- Born: Seoul, South Korea
- Area: Writer
- Notable works: WildC.A.T.s Gen^{13}

= Brandon Choi =

American comic book writer

Brandon Choi is an American comic book writer best known for his work for WildStorm Productions, in particular for the series WildC.A.T.s and Gen^{13}.

==Biography==
Choi was born in Seoul, South Korea and came to the U.S. when he was two years old. He formed a boyhood friendship with future comic book collaborator Jim Lee, and began creating comics together when they were both in the sixth grade. Choi and Lee's 1986 comic Wild Boys landed Lee his first job at Marvel Comics.
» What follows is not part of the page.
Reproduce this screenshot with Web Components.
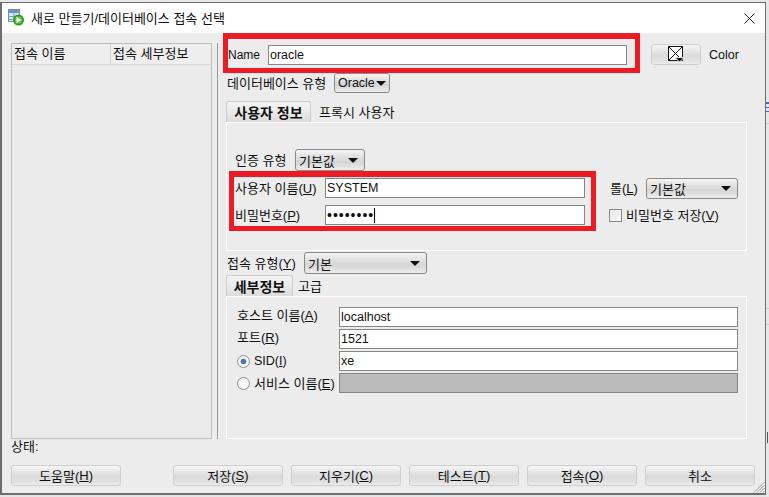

Choi studied entertainment law after high school, but changed careers after graduation. While making plans to attend graduate school to study screenwriting, Lee contacted Choi with an offer to work at Homage Studios, which later became Wildstorm Productions.

In 1992, Choi and Lee co-created the series WildC.A.T.s with Lee, which would be their debut book from Image Comics, the company Lee and several other popular artists formed to publish creator-owned comics. In 1998 these properties were purchased by DC Comics, and incorporated into that publisher's continuity.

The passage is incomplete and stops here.